Even after many years of living here, I have a list of words and phrases I still need to look up. That’s actually fine by me. First of all, I’m not a computer. Second, learning a language never really stops, because it’s a process and languages are living things. Wouldn’t it be boring if you just knew all there was to know? Third, it creates interesting conversations. Fourth, it gets me my regular dose of laughing. So off we go…
Fordern and fördern – one means “to demand” and the other means “to support” or “to sponsor”. I routinely forget which is which and sometimes end up using the wrong one in a sentence. Neat trick: at the same time it’s easy for me to remember that Förderung means “sponsorship” etc., so I can make the appropriate conclusion if I catch myself in time. Otherwise I just opt for a synonym or still do that thing where my voice kind of sinks, I don’t finish my sentence and expectantly look at my (usually) native German-speaking conversation partner.
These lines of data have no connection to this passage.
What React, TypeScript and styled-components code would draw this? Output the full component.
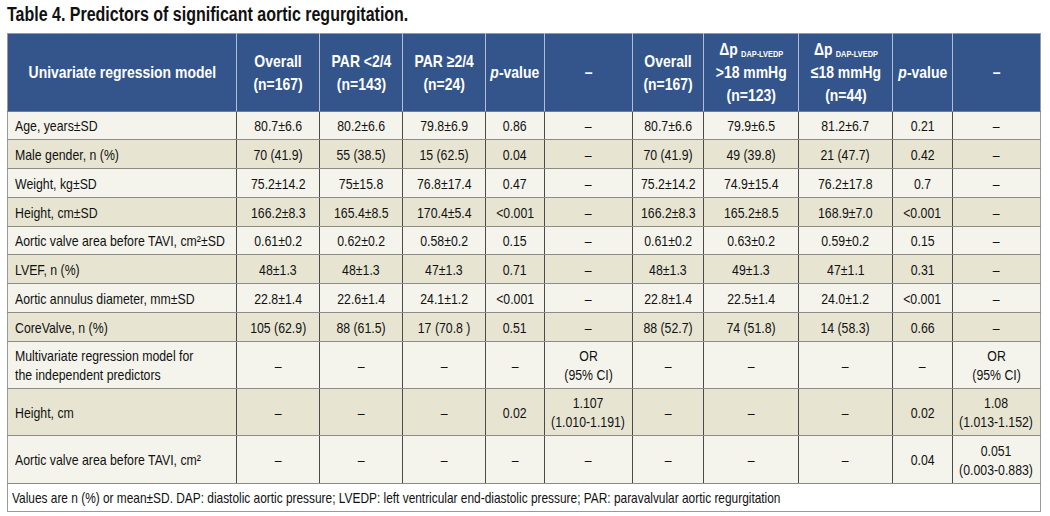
import React from "react";
import styled, { createGlobalStyle } from "styled-components";

const GlobalStyle = createGlobalStyle`
  html, body { margin: 0; padding: 0; background: #ffffff; }
  body { font-family: "Liberation Sans", Arial, sans-serif; color: #111; }
`;

const SQUEEZE = 0.82;

const Page = styled.div`
  width: 1050px;
  height: 516px;
  box-sizing: border-box;
  padding: 3px 9px 0 7px;
  overflow: hidden;
`;

const Title = styled.h1`
  margin: 0 0 8px 0;
  font-size: 19.5px;
  line-height: 22px;
  font-weight: 700;
  color: #111;
  white-space: nowrap;
`;

/* Narrow-face emulation: the reference uses a condensed gothic face. */
const Squeeze = styled.span<{ $left?: boolean }>`
  display: inline-block;
  white-space: nowrap;
  transform: scaleX(${SQUEEZE});
  transform-origin: ${(p) => (p.$left ? "left center" : "center center")};
`;

const Box = styled.div<{ $left?: boolean }>`
  display: flex;
  justify-content: ${(p) => (p.$left ? "flex-start" : "center")};
  text-align: ${(p) => (p.$left ? "left" : "center")};
`;

const Table = styled.table`
  border-collapse: collapse;
  table-layout: fixed;
  width: 1034px;
  border: 1px solid #9a9a9a;
`;

const HeadRow = styled.tr`
  height: 78px;
  background: #33558c;
`;

const HeadCell = styled.th`
  padding: 0;
  color: #ffffff;
  font-size: 17px;
  line-height: 23px;
  font-weight: 700;
  vertical-align: middle;
  border-left: 1px solid #b4bed0;
  border-right: 1px solid #b4bed0;
  border-bottom: 1px solid #7c7c7c;
  &:first-child { border-left-color: #9a9a9a; }
  &:last-child { border-right-color: #9a9a9a; }
`;

const Sub = styled.span`
  font-size: 9px;
  line-height: 0;
  vertical-align: -2px;
  margin-left: 4px;
`;

const Row = styled.tr<{ $shade: boolean; $h: number }>`
  height: ${(p) => p.$h}px;
  background: ${(p) => (p.$shade ? "#e7e5d1" : "#f4f4ec")};
`;

const Cell = styled.td<{ $left?: boolean }>`
  padding: 0 0 0 ${(p) => (p.$left ? "7px" : "0")};
  font-size: 15px;
  line-height: 19px;
  vertical-align: middle;
  color: #111;
  border-left: 1px solid #4a4a4a;
  border-right: 1px solid #4a4a4a;
  border-bottom: 1px solid #8c8c86;
  &:first-child { border-left-color: #9a9a9a; }
  &:last-child { border-right-color: #9a9a9a; }
`;

const NoteCell = styled.td`
  height: 27px;
  padding: 0 0 0 4px;
  background: #ffffff;
  font-size: 14.5px;
  line-height: 18px;
  vertical-align: middle;
  color: #111;
  border: 1px solid #9a9a9a;
  border-top: 1px solid #4a4a4a;
`;

const cols = [229, 83, 83, 83, 59, 88, 71, 95, 94, 60, 88];

const D = "–";

type R = { cells: React.ReactNode[]; h: number };

const rows: R[] = [
  { h: 28, cells: ["Age, years±SD", "80.7±6.6", "80.2±6.6", "79.8±6.9", "0.86", D, "80.7±6.6", "79.9±6.5", "81.2±6.7", "0.21", D] },
  { h: 29, cells: ["Male gender, n (%)", "70 (41.9)", "55 (38.5)", "15 (62.5)", "0.04", D, "70 (41.9)", "49 (39.8)", "21 (47.7)", "0.42", D] },
  { h: 29, cells: ["Weight, kg±SD", "75.2±14.2", "75±15.8", "76.8±17.4", "0.47", D, "75.2±14.2", "74.9±15.4", "76.2±17.8", "0.7", D] },
  { h: 29, cells: ["Height, cm±SD", "166.2±8.3", "165.4±8.5", "170.4±5.4", "<0.001", D, "166.2±8.3", "165.2±8.5", "168.9±7.0", "<0.001", D] },
  { h: 28, cells: ["Aortic valve area before TAVI, cm²±SD", "0.61±0.2", "0.62±0.2", "0.58±0.2", "0.15", D, "0.61±0.2", "0.63±0.2", "0.59±0.2", "0.15", D] },
  { h: 29, cells: ["LVEF, n (%)", "48±1.3", "48±1.3", "47±1.3", "0.71", D, "48±1.3", "49±1.3", "47±1.1", "0.31", D] },
  { h: 29, cells: ["Aortic annulus diameter, mm±SD", "22.8±1.4", "22.6±1.4", "24.1±1.2", "<0.001", D, "22.8±1.4", "22.5±1.4", "24.0±1.2", "<0.001", D] },
  { h: 29, cells: ["CoreValve, n (%)", "105 (62.9)", "88 (61.5)", "17 (70.8 )", "0.51", D, "88 (52.7)", "74 (51.8)", "14 (58.3)", "0.66", D] },
  {
    h: 47,
    cells: [
      <>Multivariate regression model for<br />the independent predictors</>,
      D, D, D, D,
      <>OR<br />(95% CI)</>,
      D, D, D, D,
      <>OR<br />(95% CI)</>,
    ],
  },
  {
    h: 47,
    cells: [
      "Height, cm", D, D, D, "0.02",
      <>1.107<br />(1.010-1.191)</>,
      D, D, D, "0.02",
      <>1.08<br />(1.013-1.152)</>,
    ],
  },
  {
    h: 48,
    cells: [
      "Aortic valve area before TAVI, cm²", D, D, D, D, D, D, D, D, "0.04",
      <>0.051<br />(0.003-0.883)</>,
    ],
  },
];

const PValue = () => (
  <>
    <i>p</i>-value
  </>
);

const heads: React.ReactNode[] = [
  "Univariate regression model",
  <>Overall<br />(n=167)</>,
  <>PAR &lt;2/4<br />(n=143)</>,
  <>PAR ≥2/4<br />(n=24)</>,
  <PValue />,
  D,
  <>Overall<br />(n=167)</>,
  <>Δp<Sub>DAP-LVEDP</Sub><br />&gt;18 mmHg<br />(n=123)</>,
  <>Δp<Sub>DAP-LVEDP</Sub><br />≤18 mmHg<br />(n=44)</>,
  <PValue />,
  D,
];

const Fit = ({ left, children }: { left?: boolean; children: React.ReactNode }) => (
  <Box $left={left}>
    <Squeeze $left={left}>{children}</Squeeze>
  </Box>
);

export default function App() {
  return (
    <>
      <GlobalStyle />
      <Page>
        <Title>
          <Squeeze $left>Table 4. Predictors of significant aortic regurgitation.</Squeeze>
        </Title>
        <Table>
          <colgroup>
            {cols.map((w, i) => (
              <col key={i} style={{ width: w }} />
            ))}
          </colgroup>
          <thead>
            <HeadRow>
              {heads.map((h, i) => (
                <HeadCell key={i}>
                  <Fit>{h}</Fit>
                </HeadCell>
              ))}
            </HeadRow>
          </thead>
          <tbody>
            {rows.map((r, i) => (
              <Row key={i} $shade={i % 2 === 1} $h={r.h}>
                {r.cells.map((c, j) => (
                  <Cell key={j} $left={j === 0}>
                    <Fit left={j === 0}>{c}</Fit>
                  </Cell>
                ))}
              </Row>
            ))}
            <tr>
              <NoteCell colSpan={11}>
                <Fit left>
                  Values are n (%) or mean±SD. DAP: diastolic aortic pressure; LVEDP: left ventricular end-diastolic
                  pressure; PAR: paravalvular aortic regurgitation
                </Fit>
              </NoteCell>
            </tr>
          </tbody>
        </Table>
      </Page>
    </>
  );
}
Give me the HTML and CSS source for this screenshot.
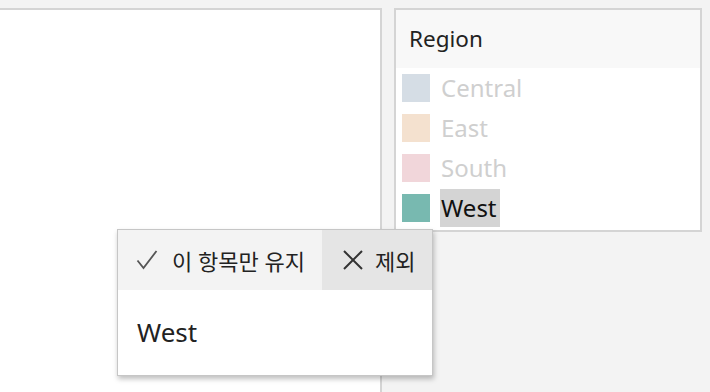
FILE: index.html
```html
<!DOCTYPE html>
<html lang="ko">
<head>
  <meta charset="UTF-8" />
  <title>Region filter</title>
  <link rel="stylesheet" href="styles.css">
</head>
<body>
  <div class="sheet">
    <div class="view"></div>

    <div class="legend">
      <div class="legend-title">Region</div>
      <ul class="legend-list">
        <li class="legend-item dim"><span class="swatch central"></span><span class="label">Central</span></li>
        <li class="legend-item dim"><span class="swatch east"></span><span class="label">East</span></li>
        <li class="legend-item dim"><span class="swatch south"></span><span class="label">South</span></li>
        <li class="legend-item selected"><span class="swatch west"></span><span class="label">West</span></li>
      </ul>
    </div>
  </div>

  <!-- tooltip menu over the view -->
  <div class="popup">
    <div class="popup-actions">
      <button class="action keep">
        <svg class="icon" width="22" height="22" viewBox="0 0 22 22">
          <path d="M1.5 11.5 L7.5 19 L20.5 2" fill="none" stroke="#555" stroke-width="1.8" />
        </svg>
        <span>이 항목만 유지</span>
      </button>
      <button class="action exclude">
        <svg class="icon" width="22" height="22" viewBox="0 0 22 22">
          <path d="M2 2 L20 20 M20 2 L2 20" fill="none" stroke="#333" stroke-width="2" />
        </svg>
        <span>제외</span>
      </button>
    </div>
    <div class="popup-body">West</div>
  </div>
</body>
</html>
```

FILE: styles.css
```css
:root {
  --bg: #f3f3f3;
  --border: #d4d4d4;
  --text: #222;
  --muted: #cfcfcf;
}
* { box-sizing: border-box; }
body {
  margin: 0;
  background: var(--bg);
  font-family: 'Noto Sans', 'Noto Sans CJK KR', sans-serif;
  color: var(--text);
  height: 392px;
  overflow: hidden;
}
.sheet {
  display: flex;
  align-items: flex-start;
  padding-top: 8px;
}
.view {
  width: 382px;
  height: 400px;
  background: #fff;
  border-top: 2px solid var(--border);
  border-right: 2px solid var(--border);
}
.legend {
  margin-left: 12px;
  width: 308px;
  height: 224px;
  background: #fff;
  border: 2px solid var(--border);
}
.legend-title {
  background: #f8f8f8;
  height: 58px;
  padding: 14px 0 0 13px;
  font-size: 22.5px;
  line-height: 30px;
}
.legend-list {
  list-style: none;
  margin: 0;
  padding: 0 0 0 6px;
}
.legend-item {
  display: flex;
  align-items: center;
  height: 40px;
}
.swatch {
  width: 28px;
  height: 28px;
  margin-right: 10px;
}
.central { background: #d5dde5; }
.east { background: #f4e1cf; }
.south { background: #f1d6da; }
.west { background: #78b9b0; }
.label {
  font-size: 24px;
  line-height: 38px;
  padding: 0 3px 0 1px;
}
.dim .label { color: var(--muted); }
.selected .label {
  background: #d4d4d4;
  color: #111;
}
.popup {
  position: absolute;
  left: 117px;
  top: 229px;
  width: 316px;
  background: #fff;
  border: 1px solid #c6c6c6;
  box-shadow: 1px 3px 5px rgba(0,0,0,0.25);
}
.popup-actions {
  display: flex;
  height: 60px;
}
.action {
  display: flex;
  align-items: center;
  gap: 14px;
  border: none;
  margin: 0;
  font-family: inherit;
  font-size: 22px;
  color: #222;
  cursor: pointer;
}
.keep {
  width: 204px;
  background: #f3f3f3;
  padding: 0 0 0 18px;
}
.exclude {
  flex: 1;
  background: #e5e5e5;
  padding: 0 0 0 20px;
  gap: 11px;
}
.popup-body {
  padding: 26px 0 0 19px;
  height: 85px;
  font-size: 26px;
  line-height: 32px;
}
```
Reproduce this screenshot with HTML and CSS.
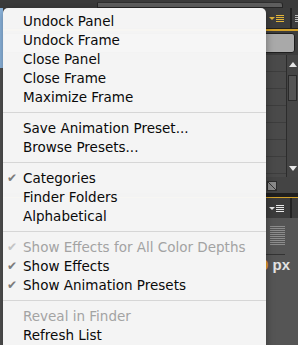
FILE: index.html
```html
<!DOCTYPE html>
<html lang="en">
<head>
  <meta charset="UTF-8" />
  <title>Effects &amp; Presets menu</title>
  <link rel="stylesheet" href="styles.css">
</head>
<body>

  <div class="app">
    <div class="topbar">
      <div class="topfield"></div>
    </div>

    <div class="workspace">
      <div class="leftstrip"></div>

      <div class="panel">
        <div class="panel-header">
          <span class="panel-menu yellow">
            <span class="tri"></span>
            <span class="lines"><i></i><i></i><i></i><i></i></span>
          </span>
          <span class="divider"></span>
          <span class="next-tab"><i></i><i></i><i></i><i></i></span>
        </div>
        <div class="accent"></div>
        <div class="search-row">
          <div class="search"></div>
        </div>
        <div class="list">
          <div class="rows">
            <div class="row"></div><div class="row"></div><div class="row"></div>
            <div class="row"></div><div class="row"></div><div class="row"></div>
            <div class="row"></div>
          </div>
          <div class="scrollbar">
            <span class="arrow up"></span>
            <span class="thumb"></span>
            <span class="arrow down"></span>
          </div>
        </div>
        <div class="panel-footer">
          <span class="resize"></span>
        </div>
        <div class="accent thick"></div>
        <div class="panel-header">
          <span class="panel-menu white">
            <span class="tri"></span>
            <span class="lines"><i></i><i></i><i></i><i></i></span>
          </span>
          <span class="divider"></span>
          <span class="next-tab"></span>
        </div>
        <div class="props">
          <div class="grip"><i></i><i></i><i></i><i></i><i></i><i></i><i></i><i></i><i></i><i></i></div>
          <div class="rule"></div>
          <div class="value"><b>0</b> px</div>
        </div>
      </div>
    </div>
  </div>

  <ul class="menu">
    <li>Undock Panel</li>
    <li>Undock Frame</li>
    <li>Close Panel</li>
    <li>Close Frame</li>
    <li>Maximize Frame</li>
    <li class="sep"></li>
    <li>Save Animation Preset...</li>
    <li>Browse Presets...</li>
    <li class="sep"></li>
    <li class="checked">Categories</li>
    <li>Finder Folders</li>
    <li>Alphabetical</li>
    <li class="sep"></li>
    <li class="checked disabled">Show Effects for All Color Depths</li>
    <li class="checked">Show Effects</li>
    <li class="checked">Show Animation Presets</li>
    <li class="sep"></li>
    <li class="disabled">Reveal in Finder</li>
    <li>Refresh List</li>
  </ul>

</body>
</html>
```

FILE: styles.css
```css
*, *::before, *::after { box-sizing: border-box; }

body {
  margin: 0;
  width: 298px;
  height: 345px;
  overflow: hidden;
  background-color: #555555;
  font-family: 'DejaVu Sans', Verdana, sans-serif;
  position: relative;
}

/* ---------- the application behind the menu ---------- */

.app {
  display: flex;
  flex-direction: column;
  height: 100%;
}

.topbar {
  height: 8px;
  background-color: #3b3b3b;
  padding: 2px 0 0 97px;
  display: flex;
}

.topfield {
  width: 186px;
  height: 6px;
  background-color: #5e5e5e;
  border: 1px solid #262626;
  border-top-color: #2f2f2f;
  border-radius: 0 3px 0 0;
}

.workspace {
  flex: 1;
  display: flex;
}

.leftstrip {
  width: 3px;
  background: linear-gradient(#8db6df 0, #8db6df 60px, #505050 60px);
}

.panel {
  flex: 1;
  display: flex;
  flex-direction: column;
  background-color: #555555;
}

.panel-header {
  height: 20px;
  background-color: #3c3c3c;
  display: flex;
  justify-content: flex-end;
  align-items: stretch;
}

.panel-menu {
  width: 13px;
  margin-right: 8px;
  display: flex;
  align-items: center;
  gap: 1px;
}

.panel-menu .tri {
  width: 0;
  height: 0;
  border-left: 3px solid transparent;
  border-right: 3px solid transparent;
  border-top: 3px solid #e0b33a;
}

.panel-menu .lines {
  display: flex;
  flex-direction: column;
  gap: 1px;
}

.panel-menu .lines i {
  display: block;
  width: 8px;
  height: 1px;
  background-color: #e0b33a;
}

.panel-menu.white .tri { border-top-color: #e8e8e8; }
.panel-menu.white .lines i { background-color: #e8e8e8; }

.divider {
  width: 2px;
  background-color: #222222;
}

.next-tab {
  width: 6px;
  display: flex;
  flex-direction: column;
  justify-content: center;
  gap: 1px;
  padding-left: 3px;
}

.next-tab i {
  display: block;
  height: 1px;
  background-color: #bbbbbb;
}

.accent {
  height: 3px;
  border-top: 1px solid #1f1f1f;
  background-color: #d2a12a;
}

.accent.thick {
  height: 5px;
  border-top: 4px solid #1f1f1f;
}

.search-row {
  height: 24px;
  background-color: #3c3c3c;
  padding: 2px 3px 2px 0;
  display: flex;
}

.search {
  flex: 1;
  background-color: #a9a9a9;
  border: 1px solid #1e1e1e;
  border-radius: 3px;
}

.list {
  height: 122px;
  display: flex;
  background-color: #4a4a4a;
}

.rows {
  flex: 1;
}

.row {
  height: 17px;
  border-bottom: 1px solid #3d3d3d;
}

.scrollbar {
  width: 12px;
  border-left: 1px solid #2c2c2c;
  display: flex;
  flex-direction: column;
  align-items: center;
  padding: 7px 0 6px;
  background-color: #454545;
}

.arrow {
  width: 0;
  height: 0;
  border-left: 4px solid transparent;
  border-right: 4px solid transparent;
}

.arrow.up { border-bottom: 5px solid #e6e6e6; }
.arrow.down { border-top: 5px solid #e6e6e6; margin-top: auto; }

.thumb {
  width: 9px;
  height: 26px;
  margin-top: 8px;
  border: 1px solid #2a2a2a;
  background-color: #555555;
}

.panel-footer {
  height: 16px;
  background-color: #444444;
  display: flex;
  justify-content: flex-end;
  padding: 4px 21px 0 0;
}

.resize {
  width: 10px;
  height: 10px;
  background-color: #8a8a8a;
  border: 1px solid #2c2c2c;
  background-image: linear-gradient(45deg, transparent 44%, #333 44%, #333 56%, transparent 56%);
}

.props {
  flex: 1;
  background-color: #555555;
  display: flex;
  flex-direction: column;
  align-items: flex-end;
  padding: 8px 13px 0 0;
}

.grip {
  display: flex;
  flex-direction: column;
  gap: 1px;
  width: 15px;
}

.grip i {
  display: block;
  height: 1px;
  background-color: #8c8c8c;
}

.rule {
  width: 20px;
  height: 1px;
  margin-top: 9px;
  background-color: #333333;
}

.value {
  margin-top: 1px;
  margin-right: -5px;
  font-family: 'Liberation Sans', Arial, sans-serif;
  font-size: 15px;
  color: #e2e2e2;
  font-weight: bold;
}

.value b { color: #e5a021; }

/* ---------- the context menu ---------- */

.menu {
  position: absolute;
  top: 8px;
  left: 3px;
  width: 263px;
  height: 350px;
  margin: 0;
  padding: 4px 0 0;
  list-style: none;
  background-color: rgba(247, 247, 247, 0.985);
  border-radius: 5px 5px 0 0;
  box-shadow: 0 2px 8px rgba(0, 0, 0, 0.35);
  font-size: 13.5px;
  color: #0a0a0a;
}

.menu li {
  height: 19px;
  line-height: 19px;
  padding-left: 20px;
  position: relative;
  white-space: nowrap;
}

.menu li.sep {
  height: 12px;
  padding: 0;
}

.menu li.sep::after {
  content: "";
  position: absolute;
  left: 0;
  right: 0;
  top: 5px;
  height: 1px;
  background-color: #d6d6d6;
}

.menu li.checked::before {
  content: "\2714";
  position: absolute;
  left: 4px;
  top: 0;
  font-size: 12px;
  color: #7c7c7c;
}

.menu li.disabled { color: #a3a3a3; }
.menu li.disabled::before { color: #c4c4c4; }
```
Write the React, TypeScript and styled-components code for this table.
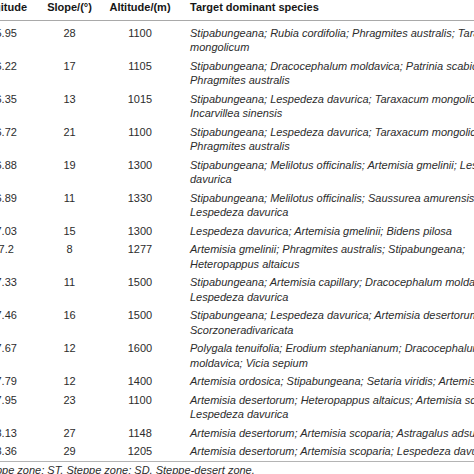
import styled, { createGlobalStyle } from 'styled-components';

const GlobalStyle = createGlobalStyle`
  html, body {
    margin: 0;
    padding: 0;
    background: #ffffff;
    overflow: hidden;
  }
  body {
    font-family: "Liberation Sans", Arial, Helvetica, sans-serif;
  }
`;

// the screenshot is a crop of a wider table, so the frame clips it
const Frame = styled.div`
  width: 474px;
  height: 474px;
  overflow: hidden;
  background: #ffffff;
  color: #2c2c2c;
  font-size: 11px;
  line-height: 14.5px;
`;

const Table = styled.table`
  margin-left: -40px;
  width: 570px;
  border-collapse: collapse;
  table-layout: fixed;
`;

const Col = styled.col<{ $w: number }>`
  width: ${(p) => p.$w}px;
`;

const HeadCell = styled.th<{ $left?: boolean }>`
  padding: 0 4px 5px ${(p) => (p.$left ? '8px' : '4px')};
  border-bottom: 1px solid #a9a9a9;
  font-weight: 700;
  color: #161616;
  text-align: ${(p) => (p.$left ? 'left' : 'center')};
  white-space: nowrap;
`;

const Row = styled.tr`
  &:first-child td {
    padding-top: 5px;
  }
  &:last-child td {
    border-bottom: 1px solid #b4b4b4;
  }
`;

const NumCell = styled.td`
  padding: 2px 4px;
  vertical-align: top;
  text-align: center;
  white-space: nowrap;
`;

const SpeciesCell = styled.td`
  padding: 2px 4px 2px 8px;
  vertical-align: top;
  text-align: left;
  font-style: italic;
`;

const Note = styled.div`
  margin: 1px 0 0 -86px;
  font-style: italic;
  white-space: nowrap;
`;

type Site = [string, number, number, string];

const sites: Site[] = [
  ['115.95', 28, 1100, 'Stipabungeana; Rubia cordifolia; Phragmites australis; Taraxacum mongolicum'],
  ['116.22', 17, 1105, 'Stipabungeana; Dracocephalum moldavica; Patrinia scabiosaefolia; Phragmites australis'],
  ['116.35', 13, 1015, 'Stipabungeana; Lespedeza davurica; Taraxacum mongolicum; Incarvillea sinensis'],
  ['116.72', 21, 1100, 'Stipabungeana; Lespedeza davurica; Taraxacum mongolicum; Phragmites australis'],
  ['116.88', 19, 1300, 'Stipabungeana; Melilotus officinalis; Artemisia gmelinii; Lespedeza davurica'],
  ['116.89', 11, 1330, 'Stipabungeana; Melilotus officinalis; Saussurea amurensis; Lespedeza davurica'],
  ['117.03', 15, 1300, 'Lespedeza davurica; Artemisia gmelinii; Bidens pilosa'],
  ['117.2', 8, 1277, 'Artemisia gmelinii; Phragmites australis; Stipabungeana; Heteropappus altaicus'],
  ['117.33', 11, 1500, 'Stipabungeana; Artemisia capillary; Dracocephalum moldavica; Lespedeza davurica'],
  ['117.46', 16, 1500, 'Stipabungeana; Lespedeza davurica; Artemisia desertorum; Scorzoneradivaricata'],
  ['117.67', 12, 1600, 'Polygala tenuifolia; Erodium stephanianum; Dracocephalum moldavica; Vicia sepium'],
  ['117.79', 12, 1400, 'Artemisia ordosica; Stipabungeana; Setaria viridis; Artemisia frigida'],
  ['117.95', 23, 1100, 'Artemisia desertorum; Heteropappus altaicus; Artemisia scoparia; Lespedeza davurica'],
  ['118.13', 27, 1148, 'Artemisia desertorum; Artemisia scoparia; Astragalus adsurgens'],
  ['118.36', 29, 1205, 'Artemisia desertorum; Artemisia scoparia; Lespedeza davurica'],
];

const App: React.FC = () => (
  <Frame>
    <GlobalStyle />
    <Table>
      <colgroup>
        <Col $w={81} />
        <Col $w={57} />
        <Col $w={84} />
        <Col $w={348} />
      </colgroup>
      <thead>
        <tr>
          <HeadCell>Longitude</HeadCell>
          <HeadCell>Slope/(°)</HeadCell>
          <HeadCell>Altitude/(m)</HeadCell>
          <HeadCell $left>Target dominant species</HeadCell>
        </tr>
      </thead>
      <tbody>
        {sites.map(([lon, slope, alt, species]) => (
          <Row key={lon}>
            <NumCell>{lon}</NumCell>
            <NumCell>{slope}</NumCell>
            <NumCell>{alt}</NumCell>
            <SpeciesCell>{species}</SpeciesCell>
          </Row>
        ))}
      </tbody>
    </Table>
    <Note>MS, Meadow steppe zone; ST, Steppe zone; SD, Steppe-desert zone.</Note>
  </Frame>
);

export default App;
Schnurren and schnüren – well, the first only has one meaning, “to purr”, and the other one means “to tie”. Sometimes I’ll use the first one, but pronounce it like the second, and then I’ll forget the ü when I’m talking about shoelaces (a subject that pops up more often than you’d expect), which, incidentally, in German are called Schnürsenkel. They might also lose an ü when I’m trying to kindly tell someone their laces got untied, and I spend 5 seconds remembering whether the plural gets an n at the end or not. The answer is no. By the way, a friend of mine once offered a lovely solution, and since she’s German, I tucked away the phrase she used with total confidence. “Oh,” she said, pointing at my undone shoelace, “deine Schleife ist auf.” This translates as “Your ribbon came undone.” Wonderful.
Tablett and Tablette – the first one means “tray” and the second one means “pill”. The second one was easy to remember, because the Russian word is very similar, not to mention the English one. But these are also the reasons the first one confused me at first. At the same time, the article of Tablett stuck in my memory from the first time I heard the word. Go figure.
Schnacken – this is northern German, which means I was hearing it very soon after arriving in Hamburg. Another example of how far the textbooks in class can take you before you have to dive in for real, whereupon the lessons start all over again. Was this the German pronunciation and adaptation of “snacking”? Nope, it means “to chat”, but it’s also used in a work context between colleagues who either know each other or assignments they are expected to work on together well.
Two examples which showcase my inventions basically influenced by translating English from my head into my German speech.
Relativ neulich was “pretty recently”, but it’s not used. Just neulich or vor Kurzem. Noted. I’d gotten away with it for a couple of years, though. So either no one noticed, or they were all patient and polite, not wanting to offend me, waiting it out, taking their time, analyzing what I’d said and making lists…
Ein ernstes Stück Fleisch – this innocent literal translation of “A serious piece of meat” while describing a fantastic hamburger (yeeeesss) dinner caused a lot of mirth and became a, dare I say, beloved quote. Ein ernstes Stück Kuchen (cake), ein ernstes Stück Käse (cheese). You name it, it works.